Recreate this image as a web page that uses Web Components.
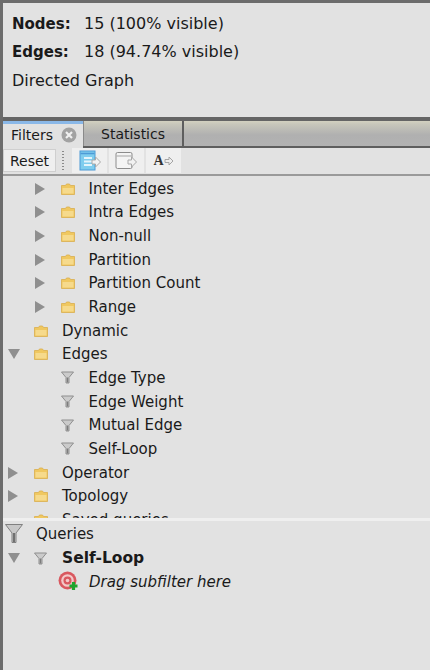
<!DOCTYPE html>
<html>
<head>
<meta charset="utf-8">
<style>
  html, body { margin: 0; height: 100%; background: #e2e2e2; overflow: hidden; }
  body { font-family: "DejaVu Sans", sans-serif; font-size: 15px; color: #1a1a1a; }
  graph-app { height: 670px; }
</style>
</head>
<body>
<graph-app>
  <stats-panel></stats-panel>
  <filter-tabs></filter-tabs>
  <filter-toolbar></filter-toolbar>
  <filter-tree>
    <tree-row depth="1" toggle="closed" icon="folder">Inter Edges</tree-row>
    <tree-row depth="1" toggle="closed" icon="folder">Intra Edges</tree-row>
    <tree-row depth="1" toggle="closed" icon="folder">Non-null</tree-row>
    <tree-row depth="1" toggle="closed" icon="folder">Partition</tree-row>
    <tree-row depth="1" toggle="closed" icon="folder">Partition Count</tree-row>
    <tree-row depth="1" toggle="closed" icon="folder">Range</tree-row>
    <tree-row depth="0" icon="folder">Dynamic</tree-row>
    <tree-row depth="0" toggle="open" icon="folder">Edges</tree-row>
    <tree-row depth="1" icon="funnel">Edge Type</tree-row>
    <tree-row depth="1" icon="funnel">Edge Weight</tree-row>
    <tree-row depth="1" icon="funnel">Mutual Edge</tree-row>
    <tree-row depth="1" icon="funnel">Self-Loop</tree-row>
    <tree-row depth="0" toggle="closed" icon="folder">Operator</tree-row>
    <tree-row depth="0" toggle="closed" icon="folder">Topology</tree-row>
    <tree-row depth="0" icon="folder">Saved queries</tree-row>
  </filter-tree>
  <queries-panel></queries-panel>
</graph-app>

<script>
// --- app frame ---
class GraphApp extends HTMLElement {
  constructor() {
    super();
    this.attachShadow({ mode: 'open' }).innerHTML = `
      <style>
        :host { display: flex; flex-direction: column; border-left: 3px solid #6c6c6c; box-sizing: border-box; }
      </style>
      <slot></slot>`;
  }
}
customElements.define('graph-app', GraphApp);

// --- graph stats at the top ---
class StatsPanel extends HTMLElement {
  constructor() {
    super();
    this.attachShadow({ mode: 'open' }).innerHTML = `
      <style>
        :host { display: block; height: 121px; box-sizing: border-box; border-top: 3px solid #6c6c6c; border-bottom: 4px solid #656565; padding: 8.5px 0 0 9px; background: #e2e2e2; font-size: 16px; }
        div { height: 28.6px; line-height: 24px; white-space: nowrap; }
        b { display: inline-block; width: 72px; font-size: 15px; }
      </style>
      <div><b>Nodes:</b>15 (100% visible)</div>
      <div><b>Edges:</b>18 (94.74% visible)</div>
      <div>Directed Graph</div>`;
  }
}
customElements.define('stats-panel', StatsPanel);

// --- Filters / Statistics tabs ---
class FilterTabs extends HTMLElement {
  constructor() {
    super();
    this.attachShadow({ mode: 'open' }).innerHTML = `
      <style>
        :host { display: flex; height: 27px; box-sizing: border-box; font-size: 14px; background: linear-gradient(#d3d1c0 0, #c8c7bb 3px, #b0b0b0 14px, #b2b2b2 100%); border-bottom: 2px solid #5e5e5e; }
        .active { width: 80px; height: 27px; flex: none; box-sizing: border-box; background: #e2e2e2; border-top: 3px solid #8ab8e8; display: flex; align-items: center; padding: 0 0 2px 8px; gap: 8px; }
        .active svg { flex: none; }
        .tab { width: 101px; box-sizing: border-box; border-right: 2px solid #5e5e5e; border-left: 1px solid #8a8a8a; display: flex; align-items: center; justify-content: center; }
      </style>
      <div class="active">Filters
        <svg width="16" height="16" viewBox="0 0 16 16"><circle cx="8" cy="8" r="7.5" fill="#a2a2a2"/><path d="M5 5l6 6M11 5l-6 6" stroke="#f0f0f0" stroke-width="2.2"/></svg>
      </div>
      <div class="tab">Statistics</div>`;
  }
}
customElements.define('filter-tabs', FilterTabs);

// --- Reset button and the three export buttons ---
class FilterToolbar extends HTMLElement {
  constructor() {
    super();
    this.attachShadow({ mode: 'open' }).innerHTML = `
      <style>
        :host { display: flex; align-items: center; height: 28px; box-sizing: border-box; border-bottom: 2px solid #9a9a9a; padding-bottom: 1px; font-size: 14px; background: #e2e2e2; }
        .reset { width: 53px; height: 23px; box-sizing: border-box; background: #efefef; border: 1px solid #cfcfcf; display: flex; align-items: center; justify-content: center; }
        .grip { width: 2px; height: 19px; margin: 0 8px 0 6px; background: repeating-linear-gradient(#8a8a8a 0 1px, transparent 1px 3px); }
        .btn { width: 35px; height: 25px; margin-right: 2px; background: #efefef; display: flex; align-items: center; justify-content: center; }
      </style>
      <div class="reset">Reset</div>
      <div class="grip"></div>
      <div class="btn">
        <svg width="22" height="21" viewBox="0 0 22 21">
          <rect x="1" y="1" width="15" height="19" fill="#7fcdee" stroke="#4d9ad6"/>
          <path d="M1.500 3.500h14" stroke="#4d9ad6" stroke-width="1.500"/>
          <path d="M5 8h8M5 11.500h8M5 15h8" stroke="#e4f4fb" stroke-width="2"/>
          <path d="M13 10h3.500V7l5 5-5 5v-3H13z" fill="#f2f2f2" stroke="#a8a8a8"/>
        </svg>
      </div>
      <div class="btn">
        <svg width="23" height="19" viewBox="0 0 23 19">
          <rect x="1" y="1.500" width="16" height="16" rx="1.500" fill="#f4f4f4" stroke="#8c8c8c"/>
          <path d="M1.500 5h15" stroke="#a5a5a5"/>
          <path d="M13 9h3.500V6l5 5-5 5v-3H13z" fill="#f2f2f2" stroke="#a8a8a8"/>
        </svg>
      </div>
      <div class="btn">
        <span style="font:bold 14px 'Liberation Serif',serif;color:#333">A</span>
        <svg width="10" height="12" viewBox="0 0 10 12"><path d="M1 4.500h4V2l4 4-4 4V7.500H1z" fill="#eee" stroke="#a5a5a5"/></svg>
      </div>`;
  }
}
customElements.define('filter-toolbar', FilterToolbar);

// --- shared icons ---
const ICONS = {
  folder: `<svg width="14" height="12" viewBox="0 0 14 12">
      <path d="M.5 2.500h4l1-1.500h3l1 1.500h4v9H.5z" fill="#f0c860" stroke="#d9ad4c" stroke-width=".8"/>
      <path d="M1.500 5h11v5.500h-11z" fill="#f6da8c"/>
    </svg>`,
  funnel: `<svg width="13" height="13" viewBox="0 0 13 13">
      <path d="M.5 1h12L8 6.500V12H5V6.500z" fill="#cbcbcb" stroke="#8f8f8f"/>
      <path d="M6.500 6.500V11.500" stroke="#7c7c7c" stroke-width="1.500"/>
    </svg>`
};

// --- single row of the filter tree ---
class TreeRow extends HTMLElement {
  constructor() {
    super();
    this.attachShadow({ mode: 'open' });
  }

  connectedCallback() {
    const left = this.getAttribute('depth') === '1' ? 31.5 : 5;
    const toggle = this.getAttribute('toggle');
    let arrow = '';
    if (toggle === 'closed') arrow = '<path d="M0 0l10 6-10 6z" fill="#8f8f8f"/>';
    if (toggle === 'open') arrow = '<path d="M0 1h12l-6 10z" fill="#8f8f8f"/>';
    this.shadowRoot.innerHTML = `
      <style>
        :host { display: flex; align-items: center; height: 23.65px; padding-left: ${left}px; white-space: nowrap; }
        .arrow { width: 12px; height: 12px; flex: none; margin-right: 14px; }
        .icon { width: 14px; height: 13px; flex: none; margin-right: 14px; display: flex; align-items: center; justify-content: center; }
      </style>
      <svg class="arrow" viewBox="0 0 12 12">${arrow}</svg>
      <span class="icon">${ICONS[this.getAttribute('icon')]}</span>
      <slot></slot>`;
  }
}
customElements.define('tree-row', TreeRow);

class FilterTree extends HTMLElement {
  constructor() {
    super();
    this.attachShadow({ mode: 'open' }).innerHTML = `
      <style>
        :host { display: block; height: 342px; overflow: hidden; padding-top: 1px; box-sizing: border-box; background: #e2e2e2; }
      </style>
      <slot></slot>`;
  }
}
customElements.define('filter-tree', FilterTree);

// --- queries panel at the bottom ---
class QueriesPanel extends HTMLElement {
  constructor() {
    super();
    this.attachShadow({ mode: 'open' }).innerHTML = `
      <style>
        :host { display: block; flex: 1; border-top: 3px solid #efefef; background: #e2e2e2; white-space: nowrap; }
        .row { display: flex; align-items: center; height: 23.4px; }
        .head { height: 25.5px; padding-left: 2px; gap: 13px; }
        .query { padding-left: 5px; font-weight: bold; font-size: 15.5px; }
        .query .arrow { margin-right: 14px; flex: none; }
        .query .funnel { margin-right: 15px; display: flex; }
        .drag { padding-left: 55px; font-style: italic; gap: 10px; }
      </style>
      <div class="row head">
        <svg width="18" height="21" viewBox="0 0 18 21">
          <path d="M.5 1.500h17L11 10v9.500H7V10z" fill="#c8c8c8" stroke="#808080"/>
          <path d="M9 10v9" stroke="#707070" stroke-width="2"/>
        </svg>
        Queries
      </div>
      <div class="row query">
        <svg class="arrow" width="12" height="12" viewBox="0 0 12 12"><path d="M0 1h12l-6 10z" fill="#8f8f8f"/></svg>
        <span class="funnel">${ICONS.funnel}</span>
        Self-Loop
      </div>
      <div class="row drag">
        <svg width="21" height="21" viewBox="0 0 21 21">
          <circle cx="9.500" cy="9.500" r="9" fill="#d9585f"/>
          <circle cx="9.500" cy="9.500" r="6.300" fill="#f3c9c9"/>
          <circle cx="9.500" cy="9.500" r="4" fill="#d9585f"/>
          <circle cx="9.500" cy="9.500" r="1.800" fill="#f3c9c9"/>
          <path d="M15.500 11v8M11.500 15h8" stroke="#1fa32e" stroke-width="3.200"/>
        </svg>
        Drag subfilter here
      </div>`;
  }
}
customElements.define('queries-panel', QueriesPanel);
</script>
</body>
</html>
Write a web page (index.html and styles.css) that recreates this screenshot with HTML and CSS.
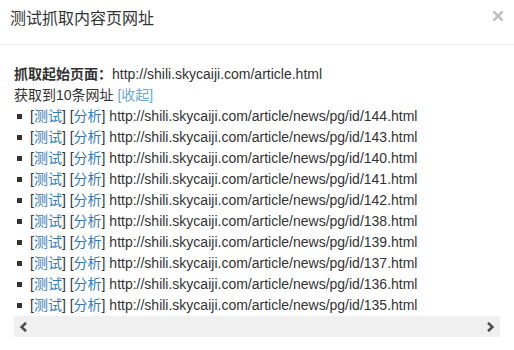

-*-

Your goal: Quote, exactly and only, the lines from the first line of the data above through the line containing "</graph-app>". The pictures do not belong in it.

Final result:
Recreate this image as a web page that uses Web Components.
<!DOCTYPE html>
<html>
<head>
<meta charset="utf-8">
<style>
  html, body { margin: 0; height: 100%; background: #e2e2e2; overflow: hidden; }
  body { font-family: "DejaVu Sans", sans-serif; font-size: 15px; color: #1a1a1a; }
  graph-app { height: 670px; }
</style>
</head>
<body>
<graph-app>
  <stats-panel></stats-panel>
  <filter-tabs></filter-tabs>
  <filter-toolbar></filter-toolbar>
  <filter-tree>
    <tree-row depth="1" toggle="closed" icon="folder">Inter Edges</tree-row>
    <tree-row depth="1" toggle="closed" icon="folder">Intra Edges</tree-row>
    <tree-row depth="1" toggle="closed" icon="folder">Non-null</tree-row>
    <tree-row depth="1" toggle="closed" icon="folder">Partition</tree-row>
    <tree-row depth="1" toggle="closed" icon="folder">Partition Count</tree-row>
    <tree-row depth="1" toggle="closed" icon="folder">Range</tree-row>
    <tree-row depth="0" icon="folder">Dynamic</tree-row>
    <tree-row depth="0" toggle="open" icon="folder">Edges</tree-row>
    <tree-row depth="1" icon="funnel">Edge Type</tree-row>
    <tree-row depth="1" icon="funnel">Edge Weight</tree-row>
    <tree-row depth="1" icon="funnel">Mutual Edge</tree-row>
    <tree-row depth="1" icon="funnel">Self-Loop</tree-row>
    <tree-row depth="0" toggle="closed" icon="folder">Operator</tree-row>
    <tree-row depth="0" toggle="closed" icon="folder">Topology</tree-row>
    <tree-row depth="0" icon="folder">Saved queries</tree-row>
  </filter-tree>
  <queries-panel></queries-panel>
</graph-app>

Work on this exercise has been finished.